[begin SUPPLIED MATERIAL]

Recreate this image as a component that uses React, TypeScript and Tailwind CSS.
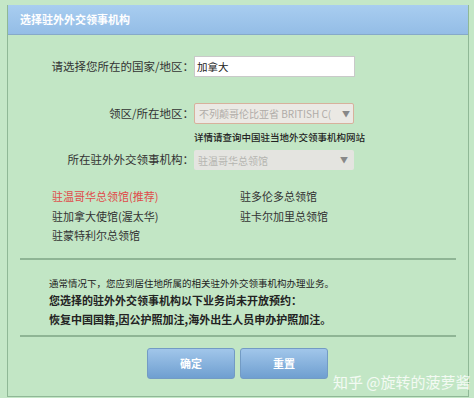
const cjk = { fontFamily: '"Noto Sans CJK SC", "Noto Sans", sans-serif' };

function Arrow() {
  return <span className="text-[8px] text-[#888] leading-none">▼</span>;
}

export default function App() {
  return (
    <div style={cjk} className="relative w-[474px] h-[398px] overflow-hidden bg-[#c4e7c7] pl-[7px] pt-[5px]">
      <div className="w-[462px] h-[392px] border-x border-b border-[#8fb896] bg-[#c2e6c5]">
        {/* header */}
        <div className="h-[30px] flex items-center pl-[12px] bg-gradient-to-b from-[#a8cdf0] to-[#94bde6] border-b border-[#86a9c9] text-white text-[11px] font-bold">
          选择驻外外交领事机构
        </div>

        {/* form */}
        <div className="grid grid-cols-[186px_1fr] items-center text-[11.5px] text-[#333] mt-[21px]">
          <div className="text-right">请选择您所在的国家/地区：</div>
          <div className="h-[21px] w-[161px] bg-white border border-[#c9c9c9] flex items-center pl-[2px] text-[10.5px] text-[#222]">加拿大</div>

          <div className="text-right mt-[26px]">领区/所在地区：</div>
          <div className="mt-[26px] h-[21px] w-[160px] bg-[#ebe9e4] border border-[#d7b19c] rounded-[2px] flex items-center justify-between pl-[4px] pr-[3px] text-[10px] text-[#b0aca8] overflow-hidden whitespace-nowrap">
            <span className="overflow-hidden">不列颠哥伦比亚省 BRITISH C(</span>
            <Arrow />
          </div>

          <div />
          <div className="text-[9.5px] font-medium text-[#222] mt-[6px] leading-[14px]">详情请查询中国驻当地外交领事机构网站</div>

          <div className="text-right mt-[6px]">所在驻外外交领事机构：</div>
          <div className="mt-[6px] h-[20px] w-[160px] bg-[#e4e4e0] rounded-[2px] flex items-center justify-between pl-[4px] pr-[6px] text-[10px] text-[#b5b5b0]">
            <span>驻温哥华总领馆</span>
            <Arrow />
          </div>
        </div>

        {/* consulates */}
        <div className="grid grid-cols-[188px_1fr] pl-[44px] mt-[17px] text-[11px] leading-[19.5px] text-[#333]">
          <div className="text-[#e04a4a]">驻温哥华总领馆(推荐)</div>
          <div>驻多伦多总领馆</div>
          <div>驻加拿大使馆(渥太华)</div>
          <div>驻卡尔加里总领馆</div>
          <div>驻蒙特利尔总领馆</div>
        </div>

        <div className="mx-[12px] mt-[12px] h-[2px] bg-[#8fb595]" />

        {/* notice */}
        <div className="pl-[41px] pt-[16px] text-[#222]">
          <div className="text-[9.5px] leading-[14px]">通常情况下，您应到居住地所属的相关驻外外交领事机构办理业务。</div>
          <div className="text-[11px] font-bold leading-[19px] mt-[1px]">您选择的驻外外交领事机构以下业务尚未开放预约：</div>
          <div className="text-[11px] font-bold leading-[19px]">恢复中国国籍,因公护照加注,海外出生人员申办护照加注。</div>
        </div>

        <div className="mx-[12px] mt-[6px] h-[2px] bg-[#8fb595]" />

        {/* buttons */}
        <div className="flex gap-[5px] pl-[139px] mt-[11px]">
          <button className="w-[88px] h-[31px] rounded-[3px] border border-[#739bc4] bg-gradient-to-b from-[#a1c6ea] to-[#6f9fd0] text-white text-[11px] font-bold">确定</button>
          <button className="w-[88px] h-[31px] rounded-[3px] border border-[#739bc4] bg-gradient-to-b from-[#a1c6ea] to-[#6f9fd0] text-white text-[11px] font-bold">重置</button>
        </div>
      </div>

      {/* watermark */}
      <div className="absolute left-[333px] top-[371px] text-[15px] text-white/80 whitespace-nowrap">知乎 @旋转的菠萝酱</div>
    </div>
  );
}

[end SUPPLIED MATERIAL]
[begin SUPPLIED MATERIAL]

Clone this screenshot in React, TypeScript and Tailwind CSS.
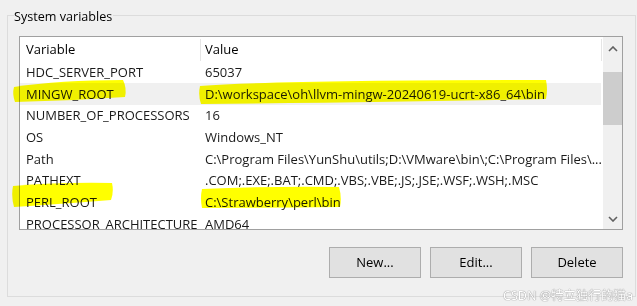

[end SUPPLIED MATERIAL]

● **YOUR GOAL**: Locate the lines above that contain "this" and copy them.

● **ANSWER IN FULL**:
Recreate this image as a component that uses React, TypeScript and Tailwind CSS.
Clone this screenshot in React, TypeScript and Tailwind CSS.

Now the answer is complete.